**Aim:**
Find the string "styles" and gather every line that holds it.

-------- Source data --------

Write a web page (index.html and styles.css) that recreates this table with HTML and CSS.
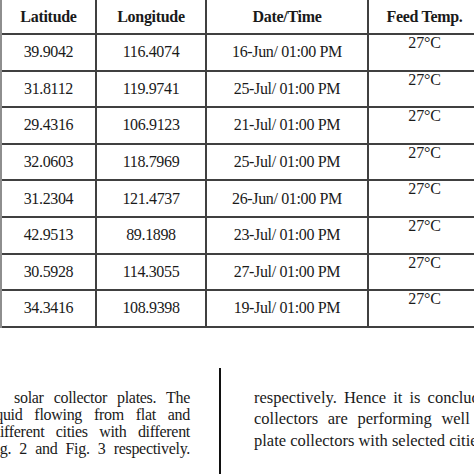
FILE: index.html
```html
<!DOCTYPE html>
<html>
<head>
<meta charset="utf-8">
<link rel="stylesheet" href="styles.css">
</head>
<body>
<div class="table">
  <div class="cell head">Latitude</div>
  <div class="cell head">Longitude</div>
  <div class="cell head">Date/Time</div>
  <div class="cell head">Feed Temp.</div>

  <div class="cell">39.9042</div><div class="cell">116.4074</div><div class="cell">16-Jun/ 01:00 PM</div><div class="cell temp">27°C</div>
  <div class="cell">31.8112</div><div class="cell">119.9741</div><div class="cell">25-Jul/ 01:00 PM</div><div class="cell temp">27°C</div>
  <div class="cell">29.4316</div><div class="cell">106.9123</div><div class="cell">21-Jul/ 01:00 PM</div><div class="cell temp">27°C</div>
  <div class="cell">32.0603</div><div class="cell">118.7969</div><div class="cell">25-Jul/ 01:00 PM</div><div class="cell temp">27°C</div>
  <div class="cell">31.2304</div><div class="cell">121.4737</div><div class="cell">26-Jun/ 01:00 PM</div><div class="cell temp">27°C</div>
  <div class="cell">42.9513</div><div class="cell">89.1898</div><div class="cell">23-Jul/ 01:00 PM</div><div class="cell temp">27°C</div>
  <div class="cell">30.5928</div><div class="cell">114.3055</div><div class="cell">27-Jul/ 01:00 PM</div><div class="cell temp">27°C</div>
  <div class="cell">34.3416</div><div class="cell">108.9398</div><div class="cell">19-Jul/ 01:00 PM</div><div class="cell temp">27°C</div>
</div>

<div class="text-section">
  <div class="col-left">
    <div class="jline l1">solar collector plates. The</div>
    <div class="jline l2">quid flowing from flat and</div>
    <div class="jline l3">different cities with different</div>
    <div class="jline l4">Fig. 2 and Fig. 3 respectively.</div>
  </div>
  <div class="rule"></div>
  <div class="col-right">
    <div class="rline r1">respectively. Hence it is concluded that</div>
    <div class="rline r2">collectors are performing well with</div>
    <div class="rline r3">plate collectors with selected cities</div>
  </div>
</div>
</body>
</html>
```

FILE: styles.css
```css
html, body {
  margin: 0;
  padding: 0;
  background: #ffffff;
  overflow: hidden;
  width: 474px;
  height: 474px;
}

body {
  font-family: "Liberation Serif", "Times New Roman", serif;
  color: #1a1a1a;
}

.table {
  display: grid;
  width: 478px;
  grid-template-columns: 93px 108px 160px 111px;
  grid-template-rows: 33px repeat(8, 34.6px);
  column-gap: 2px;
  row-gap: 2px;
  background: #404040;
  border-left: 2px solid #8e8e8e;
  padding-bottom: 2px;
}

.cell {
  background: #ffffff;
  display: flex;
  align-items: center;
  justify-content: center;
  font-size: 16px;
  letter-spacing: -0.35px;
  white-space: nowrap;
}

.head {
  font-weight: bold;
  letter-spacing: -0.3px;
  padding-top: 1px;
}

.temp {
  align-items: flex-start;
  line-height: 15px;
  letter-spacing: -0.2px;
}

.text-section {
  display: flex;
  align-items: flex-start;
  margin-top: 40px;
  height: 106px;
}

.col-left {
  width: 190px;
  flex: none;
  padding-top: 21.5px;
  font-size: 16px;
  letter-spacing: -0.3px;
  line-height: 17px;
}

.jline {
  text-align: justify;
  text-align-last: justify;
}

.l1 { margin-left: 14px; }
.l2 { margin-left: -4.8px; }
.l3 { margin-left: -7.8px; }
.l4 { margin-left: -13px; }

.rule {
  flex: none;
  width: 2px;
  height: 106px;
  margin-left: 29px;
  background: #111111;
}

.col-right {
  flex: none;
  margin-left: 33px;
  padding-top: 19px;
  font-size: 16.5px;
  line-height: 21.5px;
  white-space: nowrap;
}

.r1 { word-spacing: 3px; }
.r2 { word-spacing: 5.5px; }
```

--------

**Answer to the exercise:**
Write a web page (index.html and styles.css) that recreates this table with HTML and CSS.
<link rel="stylesheet" href="styles.css">
FILE: styles.css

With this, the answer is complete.